Dalam tulisannya yang sentimental berjudul Ahok
dan Sandy, Jaya Suprana mengisahkan,
“Dengan
mata kepala saya melihat sendiri betapa Sandi diam, bahkan tersenyum legowo
ikhlas menerima segenap tudingan, tuduhan dan hujatan Ahok dan para
pendukungnya. Tetapi mereka yang sepaham dalam kemanusiaan dengan Sandi apalagi
yang pernah ditolong Sandi, ternyata tidak ikhlas. Satu persatu dan
berkelompok, teman-teman Sandi dari segenap penjuru Nusantara bahkan Dunia
(USA, Belanda, Jerman, Kanada,Australia dll) mengirimkan surel, sms, whatsapp,
etc dan berdatangan secara ragawi ke sanggar Ciliwung Merdeka di bantaran kali
Ciliwung sebagai istana gubuk di mana Sandi bertahta di singgasana dipan kayu
reyot dengan river-view ke arah kali Ciliwung di seberang Kampung Pulo yang
telah sukses digusur Ahok. Sandi kerap lupa mereka siapa namun mereka sangat
ingat Sandi sebab berhutang budi bahkan nyawa kepada Sandi.
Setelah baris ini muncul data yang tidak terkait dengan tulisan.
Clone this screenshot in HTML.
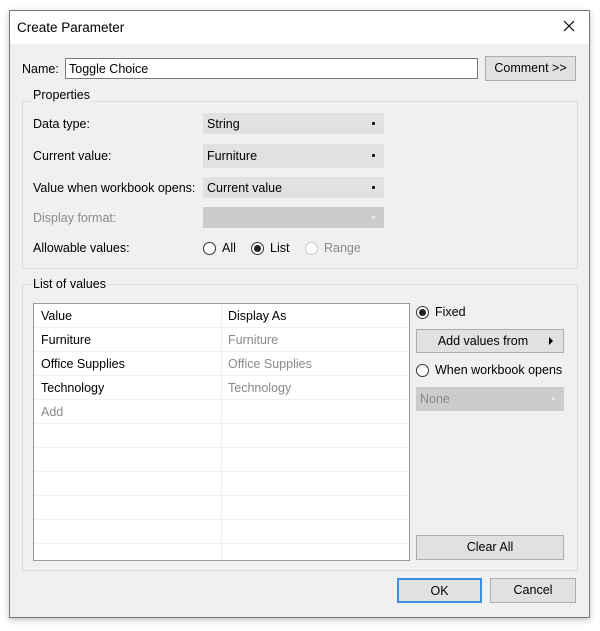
<!DOCTYPE html>
<html><head><style>
*{box-sizing:border-box;margin:0;padding:0}
body{width:600px;height:631px;background:#fff;font-family:"Liberation Sans",sans-serif;font-size:12.5px;color:#000;position:relative;overflow:hidden}
.a{position:absolute}
.dlg{left:9px;top:10px;width:581px;height:608px;background:#f0f0f0;border:1px solid #777;box-shadow:0 2px 6px rgba(0,0,0,.25)}
.title{left:0;top:0;width:579px;height:33px;background:#fff}
.btn{background:#e1e1e1;border:1px solid #adadad;text-align:center}
.cb{background:#e1e1e1;border:1px solid #e1e1e1;padding-left:3px}
.cb::after{content:"";position:absolute;right:8px;top:50%;width:3px;height:3px;background:#000;border-radius:1px;margin-top:-2px}
.dis{background:#ccc;border-color:#ccc}
.dis::after{background:#e8e8e8}
.grp{border:1px solid #dcdcdc}
.leg{background:#f0f0f0;padding:0 2px}
.rad{width:13px;height:13px;border:1px solid #333;border-radius:50%;background:#fff}
.rad.on::after{content:"";position:absolute;left:2px;top:2px;width:7px;height:7px;border-radius:50%;background:#222}
.gr{color:#8a8a8a}
.row{left:0;width:375px;height:24px;border-bottom:1px solid #f0f0f0}
</style></head><body>
<div class="a dlg">
<div class="a title"></div>
<div class="a" style="left:7px;top:9px;font-size:13.5px">Create Parameter</div>
<svg class="a" style="left:553px;top:9px" width="12" height="12"><path d="M1 1L11 11M11 1L1 11" stroke="#000" stroke-width="1.2"/></svg>
</div>
<div class="a" style="left:22px;top:62px">Name:</div>
<div class="a" style="left:65px;top:58px;width:413px;height:21px;background:#fff;border:1px solid #7a7a7a;padding:3px 3px">Toggle Choice</div>
<div class="a btn" style="left:485px;top:56px;width:91px;height:25px;line-height:23px">Comment &gt;&gt;</div>

<div class="a grp" style="left:22px;top:101px;width:556px;height:168px"></div>
<div class="a leg" style="left:31px;top:88px">Properties</div>
<div class="a" style="left:33px;top:117px">Data type:</div>
<div class="a" style="left:33px;top:149px">Current value:</div>
<div class="a" style="left:33px;top:181px">Value when workbook opens:</div>
<div class="a gr" style="left:33px;top:211px">Display format:</div>
<div class="a" style="left:33px;top:241px">Allowable values:</div>
<div class="a cb" style="left:203px;top:113px;width:181px;height:21px;line-height:20px">String</div>
<div class="a cb" style="left:203px;top:144px;width:181px;height:24px;line-height:23px">Furniture</div>
<div class="a cb" style="left:203px;top:177px;width:181px;height:21px;line-height:20px">Current value</div>
<div class="a cb dis" style="left:203px;top:207px;width:181px;height:21px"></div>
<div class="a rad" style="left:203px;top:242px"></div><div class="a" style="left:222px;top:241px">All</div>
<div class="a rad on" style="left:251px;top:242px"></div><div class="a" style="left:270px;top:241px">List</div>
<div class="a rad" style="left:305px;top:242px;border-color:#c8c8c8"></div><div class="a gr" style="left:324px;top:241px">Range</div>

<div class="a grp" style="left:22px;top:284px;width:556px;height:287px"></div>
<div class="a leg" style="left:31px;top:277px">List of values</div>
<div class="a" style="left:33px;top:303px;width:377px;height:258px;background:#fff;border:1px solid #9a9a9a;overflow:hidden">
<div class="a" style="left:187px;top:0;width:1px;height:258px;background:#f0f0f0"></div>
<div class="a row" style="top:0"></div>
<div class="a row" style="top:24px"></div>
<div class="a row" style="top:48px"></div>
<div class="a row" style="top:72px"></div>
<div class="a row" style="top:96px"></div>
<div class="a row" style="top:120px"></div>
<div class="a row" style="top:144px"></div>
<div class="a row" style="top:168px"></div>
<div class="a row" style="top:192px"></div>
<div class="a row" style="top:216px"></div>
<div class="a" style="left:7px;top:5px">Value</div><div class="a" style="left:194px;top:5px">Display As</div>
<div class="a" style="left:7px;top:29px">Furniture</div><div class="a gr" style="left:194px;top:29px">Furniture</div>
<div class="a" style="left:7px;top:53px">Office Supplies</div><div class="a gr" style="left:194px;top:53px">Office Supplies</div>
<div class="a" style="left:7px;top:77px">Technology</div><div class="a gr" style="left:194px;top:77px">Technology</div>
<div class="a gr" style="left:7px;top:101px">Add</div>
</div>
<div class="a rad on" style="left:416px;top:306px"></div><div class="a" style="left:435px;top:305px">Fixed</div>
<div class="a btn" style="left:416px;top:329px;width:148px;height:24px;line-height:22px;padding-right:14px">Add values from</div>
<svg class="a" style="left:549px;top:337px" width="5" height="8"><path d="M0 0L4 4L0 8Z" fill="#000"/></svg>
<div class="a rad" style="left:416px;top:364px"></div><div class="a" style="left:435px;top:363px">When workbook opens</div>
<div class="a cb dis gr" style="left:416px;top:387px;width:148px;height:24px;line-height:23px">None</div>
<div class="a btn" style="left:416px;top:535px;width:148px;height:25px;line-height:23px">Clear All</div>
<div class="a btn" style="left:397px;top:578px;width:85px;height:25px;line-height:23px;border:2px solid #3c8ee0">OK</div>
<div class="a btn" style="left:490px;top:578px;width:86px;height:25px;line-height:23px">Cancel</div>
</body></html>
Siapa pula yang menyangka jika program kampung
deret bebas banjir yang digembar-gemborkan oleh Pak Jokowi-Ahok semasa mencalonkan
diri menjadi Gubernur dan Wakil Gubernur DKI Jakarta adalah konsep dari Sandyawan
dan timnya (komunitas Ciliwung Merdeka yang terdiri dari tokoh masyarakat dan ustad
setempat). Pada tanggal 6 Oktober 2012, Jokowi memberikan kesempatan pada Sandyawan
dan timnya selama satu jam untuk presentasi konsep kampung susun. Pak Jokowi
datang membawa aparat pemerintahan bahkan Wali Kota Jakarta Selatan. Bahkan,
dari ide itu, Jokowi waktu itu merencanakan akan membangun kampung deret di 27
titik di Jakarta berdasarkan tema. Waktu itu Pak Jokowi dengan yakin dan penuh
penekanan berkata, 'kami tidak akan merelokasi apa lagi menggusur, kami akan
menata kembali, kami akan merevitalisasi kampung ini.
Namun janji tinggallah janji, sejak Jokowi
dimandat menjadi Presiden, tak pernah lagi rencana pembangunan Kampung Deret
dibicarakan, baik oleh Jokowi sebagai Presiden RI, apalagi Ahok Gubernur DKI
Jakarta. Yang terjadi justru sebaliknya, wacana penggusuran semakin lantang
disuarakan oleh Ahok di berbagai media massa. Puncak dari segala kegetiran
itu akhirnya meletus di tanggal 28 September 2016. Penggusuran kampung Bukit
Duri benar-benar terjadi. Penghianatan yang amat sangat nyata yang dilakukan
oleh mereka yang seluruh harapan diberikan kepadanya!
PS:
Ini bukan kampanye. Kejadian penggusuran demi penggusuran yang terjadi belakangan ini semakin
menguatkan iman saya untuk tidak datang ke bilik suara pada pemilihan kepala
daerah Februari 2017 mendatang. Sekiranya Ahok tidak dekat dengan gusar gusuran, dia
masih yang terbaik diantara kandidat lainnya, jauh melampaui malah.